Go through the entries below and copy each line containing the word "component".

- _Dataset extract_
···
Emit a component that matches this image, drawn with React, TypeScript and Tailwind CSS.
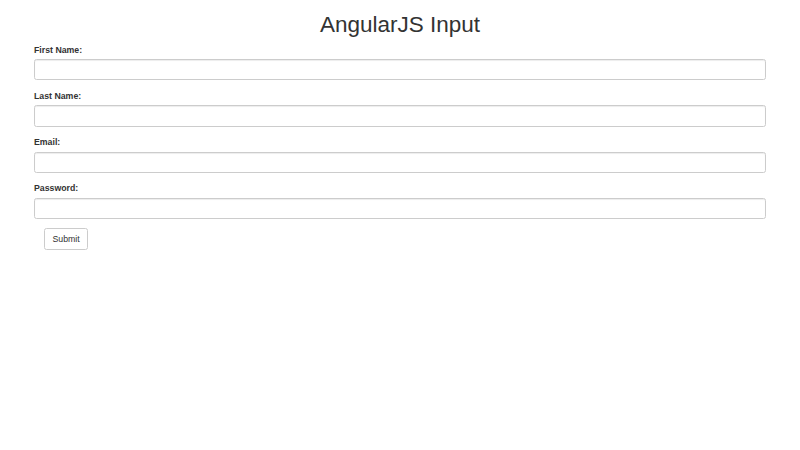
export default function App() {
  const fields = [
    { label: "First Name:", type: "text" },
    { label: "Last Name:", type: "text" },
    { label: "Email:", type: "email" },
    { label: "Password:", type: "password" },
  ];
  return (
    <div
      className="min-h-[450px] bg-white text-[#333]"
      style={{ fontFamily: '"Liberation Sans", Arial, sans-serif' }}
    >
      <h1 className="pt-[12.5px] mb-[6.25px] text-center text-[22.5px] leading-[24.75px] font-normal">
        AngularJS Input
      </h1>
      <form className="px-[34px]">
        {fields.map((f) => (
          <div key={f.label} className="mb-[9.4px]">
            <label className="block text-[8.75px] leading-[12.5px] font-bold mb-[3.1px]">
              {f.label}
            </label>
            <input
              type={f.type}
              className="block w-full h-[21.25px] rounded-[2.5px] border border-[#ccc] bg-white shadow-[inset_0_1px_1px_rgba(0,0,0,0.075)] outline-none"
            />
          </div>
        ))}
        <div className="flex pl-[10px]">
          <button
            type="button"
            className="block h-[21.25px] px-[7.5px] rounded-[2.5px] border border-[#ccc] bg-white text-[8.75px] leading-[12.5px] text-[#333]"
          >
            Submit
          </button>
        </div>
      </form>
    </div>
  );
}
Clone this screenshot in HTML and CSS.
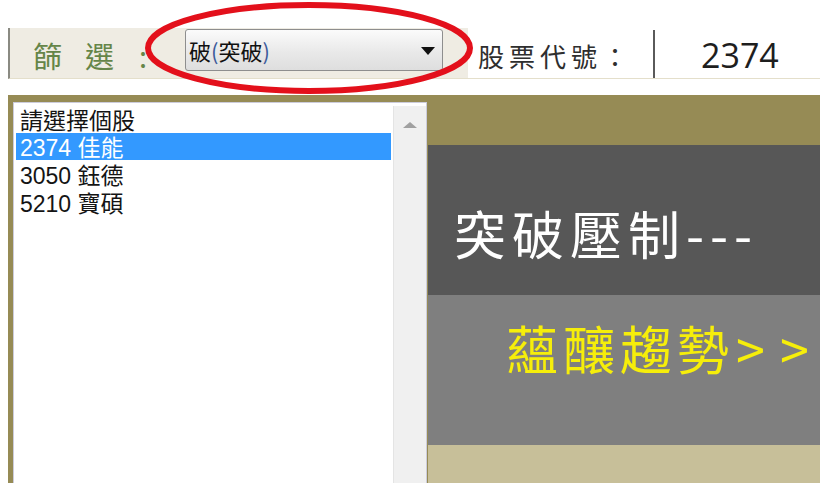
FILE: index.html
```html
<!DOCTYPE html>
<html lang="zh-Hant">
<head>
<meta charset="utf-8">
<title>篩選</title>
<link rel="stylesheet" href="styles.css">
</head>
<body>
<div class="toolbar">
  <div class="filter">
    <div class="lbl"><span>篩</span><span>選</span><span class="colon">:</span></div>
    <div class="select">
      <span class="sel-text">破<span class="paren">(</span>突破<span class="paren">)</span></span>
      <span class="caret"></span>
    </div>
  </div>
  <div class="code-label">股票代號：</div>
  <div class="sep"></div>
  <div class="code">2374</div>
</div>
<div class="main">
  <div class="listwrap">
    <div class="listbox">
      <div class="items">
        <div class="item">請選擇個股</div>
        <div class="item selected">2374 佳能</div>
        <div class="item">3050 鈺德</div>
        <div class="item">5210 寶碩</div>
      </div>
      <div class="scroll"><span class="up"></span></div>
    </div>
  </div>
  <div class="panel">
    <div class="band dark"><span class="headline">突破壓制---</span></div>
    <div class="band gray"><span class="trend">蘊釀趨勢<span class="gt first">&gt;</span><span class="gt">&gt;</span></span></div>
    <div class="band beige"></div>
  </div>
</div>
<svg class="circle" width="340" height="100" viewBox="0 0 340 100">
  <ellipse cx="164" cy="48" rx="161" ry="43" fill="none" stroke="#e3101b" stroke-width="6"/>
</svg>
</body>
</html>
```
FILE: styles.css
```css
html, body {
  margin: 0;
  padding: 0;
  background: #ffffff;
  width: 820px;
  height: 483px;
  overflow: hidden;
  font-family: "Noto Sans CJK TC", "Noto Sans", sans-serif;
}

.toolbar {
  display: flex;
  margin: 28px 0 0 8px;
  height: 50px;
  border-left: 2px solid #8a8a82;
  border-bottom: 1px solid #e4dfcb;
}

.filter {
  display: flex;
  width: 458px;
  flex-shrink: 0;
  background: #efece3;
  padding-left: 23px;
  box-sizing: border-box;
}

.lbl {
  display: flex;
  align-items: center;
  width: 152px;
  flex-shrink: 0;
  font-size: 29px;
  color: #658548;
  gap: 23px;
  padding-top: 4px;
  box-sizing: border-box;
}

.lbl .colon {
  margin-left: 2px;
}

.select {
  display: flex;
  align-items: center;
  justify-content: space-between;
  width: 258px;
  height: 42px;
  margin-top: 1px;
  box-sizing: border-box;
  border: 1px solid #8e8e8e;
  border-radius: 3px;
  background: linear-gradient(#fbfbfb, #e9e9e9 55%, #dedede);
  padding: 0 7px 0 3px;
  flex-shrink: 0;
}

.sel-text {
  font-size: 22px;
  color: #111;
  line-height: 1;
}

.paren {
  color: #3c5a9a;
}

.caret {
  width: 0;
  height: 0;
  border-left: 7px solid transparent;
  border-right: 7px solid transparent;
  border-top: 8px solid #111;
  margin-top: 2px;
}

.code-label {
  display: flex;
  align-items: center;
  width: 165px;
  margin-left: 10px;
  flex-shrink: 0;
  font-size: 26px;
  letter-spacing: 5px;
  color: #2e2e2e;
  padding-top: 5px;
  box-sizing: border-box;
  white-space: nowrap;
}

.sep {
  width: 2px;
  margin-left: 10px;
  margin-top: 2px;
  background: #5a5a5a;
  flex-shrink: 0;
}

.code {
  display: flex;
  align-items: center;
  margin-left: 46px;
  font-family: "Open Sans", "Liberation Sans", sans-serif;
  font-size: 34px;
  color: #1e1e1e;
  padding-top: 4px;
}

.main {
  display: flex;
  margin: 16px 0 0 8px;
  height: 388px;
  background: #968b55;
  overflow: hidden;
}

.listwrap {
  padding: 7px 0 0 5px;
  flex-shrink: 0;
}

.listbox {
  display: flex;
  width: 414px;
  height: 400px;
  box-sizing: border-box;
  background: #ffffff;
  border: 1px solid #ccccdc;
}

.items {
  flex: 1;
  padding: 2px 2px 0 2px;
}

.item {
  height: 25.2px;
  padding-top: 2.5px;
  line-height: 27.7px;
  padding-left: 4px;
  font-family: "Liberation Sans", "Noto Sans CJK TC", sans-serif;
  font-size: 23px;
  color: #141414;
  white-space: nowrap;
}

.item.selected {
  background: #3399ff;
  color: #ffffff;
}

.scroll {
  display: flex;
  justify-content: center;
  width: 32px;
  margin-top: 3px;
  background: #f0f0f0;
  border-left: 1px solid #e4e4e4;
}

.up {
  width: 0;
  height: 0;
  margin-top: 16px;
  border-left: 7px solid transparent;
  border-right: 7px solid transparent;
  border-bottom: 6px solid #a0a0a0;
}

.panel {
  flex: 1;
  display: flex;
  flex-direction: column;
  padding-top: 50px;
  margin-left: 1px;
}

.band {
  flex-shrink: 0;
}

.dark {
  height: 150px;
  background: #575757;
  padding: 62px 0 0 26px;
  box-sizing: border-box;
}

.headline {
  font-size: 52px;
  line-height: 52px;
  letter-spacing: 6px;
  color: #ffffff;
  white-space: nowrap;
}

.gray {
  height: 150px;
  background: #7f7f7f;
  padding: 27px 0 0 78px;
  box-sizing: border-box;
}

.trend {
  font-size: 52px;
  line-height: 52px;
  letter-spacing: 5px;
  color: #f6ee0a;
  white-space: nowrap;
}

.trend .gt {
  letter-spacing: 0;
  margin-left: 15px;
}

.trend .gt.first {
  margin-left: 2px;
}

.beige {
  flex: 1;
  background: #c7bf99;
}

.circle {
  position: absolute;
  left: 145px;
  top: 0;
}
```
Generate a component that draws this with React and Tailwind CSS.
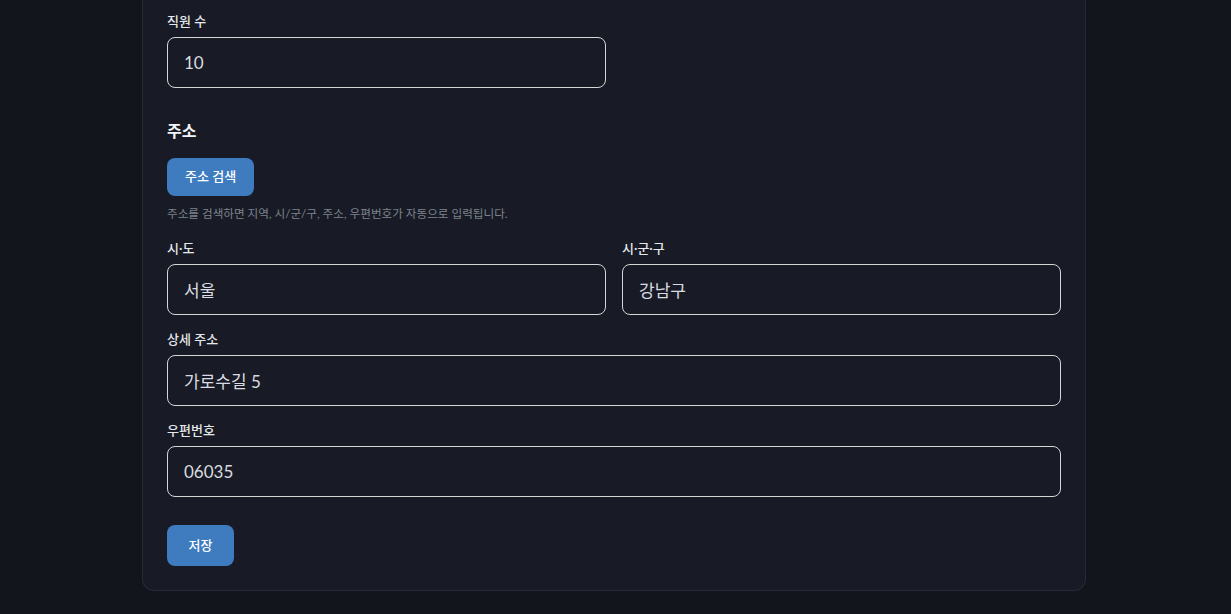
import { useState } from 'react'

const font = { fontFamily: '"Lato", "Noto Sans CJK KR", sans-serif' }

const Field = ({ label, value, onChange, className = '' }) => (
  <div className={className}>
    <label className="block text-[13px] leading-5 font-medium text-gray-200 mb-1.5">{label}</label>
    <input
      type="text"
      value={value}
      onChange={(e) => onChange(e.target.value)}
      className="w-full h-[51px] px-4 rounded-lg border border-[#d6d6d6] bg-[#181b25] text-[17px] text-[#d9dbe0] outline-none"
    />
  </div>
)

const App = () => {
  const [form, setForm] = useState({
    employees: '10',
    sido: '서울',
    sigungu: '강남구',
    detail: '가로수길 5',
    zipcode: '06035',
  })

  const update = (key) => (val) => setForm((prev) => ({ ...prev, [key]: val }))

  return (
    <div className="min-h-screen bg-[#12151c] pb-6" style={font}>
      <div className="ml-[142px] w-[944px] bg-[#181b25] border-x border-b border-[#272b36] rounded-b-xl px-6 pt-[11px] pb-6">
        {/* Employees */}
        <div className="grid grid-cols-2 gap-4">
          <Field label="직원 수" value={form.employees} onChange={update('employees')} />
        </div>

        {/* Address */}
        <h3 className="mt-8 mb-4 text-base leading-[22px] font-semibold text-gray-100">주소</h3>
        <button className="h-[38px] px-[18px] rounded-lg bg-[#3e7bbf] text-[13px] font-medium text-white">
          주소 검색
        </button>
        <p className="mt-2.5 text-[11.6px] leading-4 text-[#7e838f]">
          주소를 검색하면 지역, 시/군/구, 주소, 우편번호가 자동으로 입력됩니다.
        </p>

        <div className="grid grid-cols-2 gap-4 mt-4">
          <Field label="시·도" value={form.sido} onChange={update('sido')} />
          <Field label="시·군·구" value={form.sigungu} onChange={update('sigungu')} />
        </div>
        <Field className="mt-[14px]" label="상세 주소" value={form.detail} onChange={update('detail')} />
        <Field className="mt-[14px]" label="우편번호" value={form.zipcode} onChange={update('zipcode')} />

        <button className="mt-7 h-[41px] w-[67px] rounded-lg bg-[#3e7bbf] text-[13px] font-medium text-white">
          저장
        </button>
      </div>
    </div>
  )
}

export default App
···
- _Output of the task_
Emit a component that matches this image, drawn with React, TypeScript and Tailwind CSS.
Generate a component that draws this with React and Tailwind CSS.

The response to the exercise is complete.